In 1996, the year before he became prime minister, Tony Blair published a collection of his speeches and articles under the title New Britain: My Vision of a Young Country. Chapter 7 is titled "Why I Am a Christian." Much of it was first published on Easter 1996 in the Sunday Telegraph. An excerpt:

First a politician’s health warning: I can’t stand politicians who wear God on their sleeves; I do not pretend to be any better or less selfish than anyone else; I do not believe that Christians should only vote Labour; and I do not discuss my religious beliefs unless asked, and, when I do, I discuss them personally. Of course, they influence my politics, but I do not wish to force them on anyone …

Easter, a time of rebirth and renewal, has a special significance for me and, in a sense, my politics. My vision of society reflects a faith in the human spirit and its capacity to renew itself. …

I am often asked how my religious convictions have played a role in the emergence of my political thinking. First, my view of Christian values led me to oppose what I perceived to be the narrow view of self-interest that Conservatism—particularly its modern, more right-wing form—represents. But Tories, I think, have too selfish a definition of self-interest. They fail to look beyond, to the community and the individual’s relationship with the community.

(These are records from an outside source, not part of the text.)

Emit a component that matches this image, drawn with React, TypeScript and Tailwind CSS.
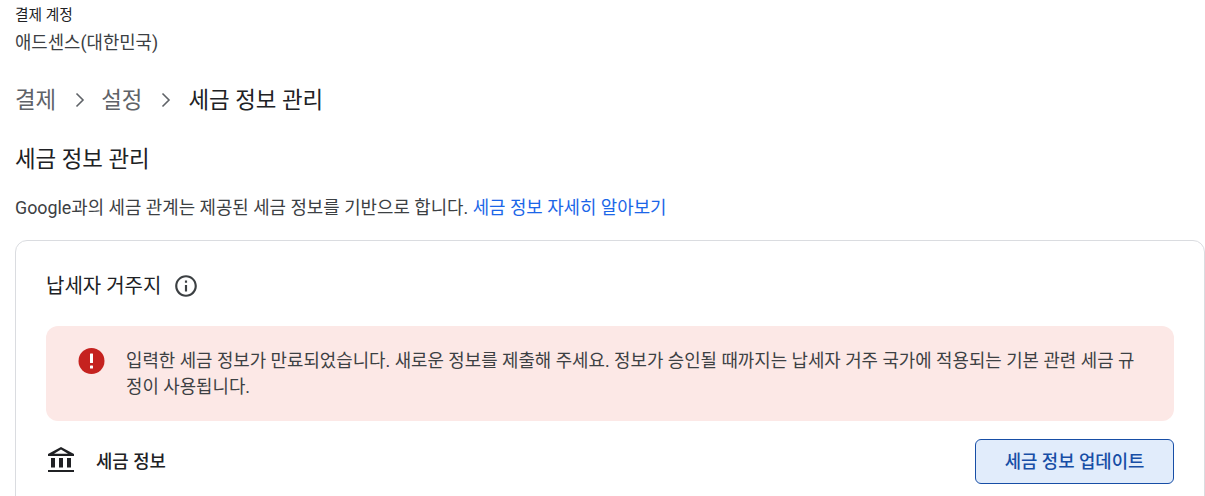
const FONT = "font-['Roboto','Noto_Sans_CJK_KR',sans-serif]";

function ChevronIcon() {
  return (
    <svg width="24" height="24" viewBox="0 0 24 24" fill="none" stroke="#5f6368" strokeWidth="1.6" className="ml-[12px] mr-[9px] shrink-0">
      <path d="M8.5 5.5 15 12l-6.5 6.5" />
    </svg>
  );
}

function InfoIcon() {
  return (
    <svg width="26" height="26" viewBox="0 0 24 24" fill="#3c4043">
      <path d="M11 7h2v2h-2zm0 4h2v6h-2zm1-9C6.48 2 2 6.48 2 12s4.48 10 10 10 10-4.48 10-10S17.52 2 12 2zm0 18c-4.41 0-8-3.59-8-8s3.59-8 8-8 8 3.59 8 8-3.59 8-8 8z" />
    </svg>
  );
}

function ErrorIcon() {
  return (
    <svg width="30" height="30" viewBox="0 0 30 30">
      <circle cx="15.5" cy="15" r="13" fill="#c5221f" />
      <rect x="14" y="7.5" width="3" height="9.5" rx="0.5" fill="#fff" />
      <rect x="14" y="19.5" width="3" height="3" rx="0.5" fill="#fff" />
    </svg>
  );
}

function BankIcon() {
  return (
    <svg width="26" height="26" viewBox="0 0 26 26" fill="#202124" className="-mt-[3px] ml-[2px] mr-[2px]">
      <path fillRule="evenodd" d="M13 0 26 7v2H0V7zM13 2.6 6 6.8h14z" />
      <rect x="3" y="11" width="4" height="9.5" />
      <rect x="11" y="11" width="4" height="9.5" />
      <rect x="19" y="11" width="4" height="9.5" />
      <rect x="0" y="23" width="26" height="2" />
    </svg>
  );
}

export default function App() {
  return (
    <div className={`${FONT} h-[496px] w-[1205px] overflow-hidden bg-white pl-[15px] text-[#202124]`}>
      <div className="pt-[6px] text-[14.7px] leading-[18px]">결제 계정</div>
      <div className="mt-[7px] text-[17.8px] leading-[24px] text-[#3c4043]">애드센스(대한민국)</div>

      {/* breadcrumb */}
      <div className="mt-[29px] flex h-[32px] items-center text-[22.4px] leading-[32px]">
        <span className="text-[#5f6368]">결제</span>
        <ChevronIcon />
        <span className="text-[#5f6368]">설정</span>
        <ChevronIcon />
        <span className="ml-[1px]">세금 정보 관리</span>
      </div>

      <h1 className="mt-[27px] text-[22.4px] font-normal leading-[32px]">세금 정보 관리</h1>
      <p className="mt-[21px] text-[17.85px] leading-[24px] text-[#3c4043]">
        Google과의 세금 관계는 제공된 세금 정보를 기반으로 합니다.{" "}
        <a className="text-[#1b66e8]">세금 정보 자세히 알아보기</a>
      </p>

      <div className="mt-[20px] h-[300px] w-[1190px] rounded-[12px] border border-[#dadce0] px-[30px] pt-[29px]">
        <div className="flex h-[32px] items-center gap-[12px]">
          <h2 className="text-[20px] font-normal leading-[32px]">납세자 거주지</h2>
          <InfoIcon />
        </div>

        <div className="mt-[24px] flex h-[95px] items-start rounded-[12px] bg-[#fce8e6] pl-[30px] pr-[30px] pt-[20px]">
          <div className="mr-[20px] shrink-0">
            <ErrorIcon />
          </div>
          <p className="mt-[2px] text-[17.85px] leading-[26px] text-[#3c4043]">
            입력한 세금 정보가 만료되었습니다. 새로운 정보를 제출해 주세요. 정보가 승인될 때까지는 납세자 거주 국가에 적용되는 기본 관련 세금 규정이 사용됩니다.
          </p>
        </div>

        <div className="mt-[18px] flex items-center justify-between">
          <div className="flex items-center gap-[20px]">
            <BankIcon />
            <span className="mt-[2px] text-[17.8px] font-medium">세금 정보</span>
          </div>
          <button className="h-[45px] w-[199px] rounded-[6px] border border-[#174ea6] bg-[#e1ecfb] pt-[1px] text-[17.8px] font-medium text-[#174ea6]">
            세금 정보 업데이트
          </button>
        </div>
      </div>
    </div>
  );
}
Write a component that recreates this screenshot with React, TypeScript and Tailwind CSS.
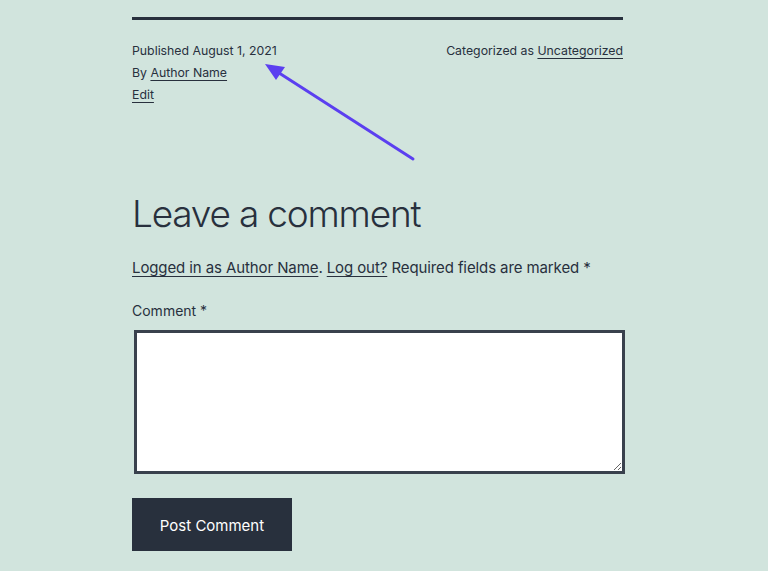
export default function App() {
  return (
    <div
      className="relative min-h-[571px] w-full bg-[#d1e4dd] text-[#28303d]"
      style={{ fontFamily: "Inter, 'Noto Sans', sans-serif" }}
    >
      <div className="ml-[132px] w-[491px] pt-[17px]">
        <div className="h-[3px] bg-[#28303d]" />

        <div className="mt-[20px] flex justify-between text-[12.3px] leading-[22px]">
          <div>
            <div>Published August 1, 2021</div>
            <div>
              By <a className="underline underline-offset-[3px]">Author Name</a>
            </div>
            <div>
              <a className="underline underline-offset-[3px]">Edit</a>
            </div>
          </div>
          <div>
            Categorized as <a className="underline underline-offset-[3px]">Uncategorized</a>
          </div>
        </div>

        <h2 className="mt-[84px] text-[37px] font-light leading-[48px] tracking-[-1.2px]">
          Leave a comment
        </h2>

        <p className="mt-[18px] whitespace-nowrap text-[15px] leading-[24px] tracking-[-0.1px]">
          <a className="underline underline-offset-[3px]">Logged in as Author Name</a>.{" "}
          <a className="underline underline-offset-[3px]">Log out?</a> Required fields are marked *
        </p>

        <label className="mt-[21px] block text-[14px] leading-[20px]">Comment *</label>

        <textarea className="mt-[9px] ml-[2px] block h-[144px] w-[491px] border-[3px] border-[#39414d] bg-white" />

        <button className="mt-[24px] h-[53px] w-[160px] bg-[#28303d] pt-[3px] text-[15px] text-white">
          Post Comment
        </button>
      </div>

      <svg className="absolute left-0 top-0" width="768" height="571" viewBox="0 0 768 571">
        <line x1="413" y1="159" x2="276" y2="71" stroke="#5b3ff0" strokeWidth="3" strokeLinecap="round" />
        <polygon points="265,64 285,67 276,80" fill="#5b3ff0" />
      </svg>
    </div>
  )
}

That is the essential reason why I am on the Left rather than the Right. … Christianity is more than a one-to-one relationship between the individual and God, important as that is. The relationship also has to be with the outside world.

Second, Christianity helped to inspire my rejection of Marxism. … The problem with Marxist ideology was that, in the end, it suppressed the individual by starting with society. But it is from a sense of individual duty that we connect the greater good and the interests of the community—a principle the Church celebrates in the sacrament of communion.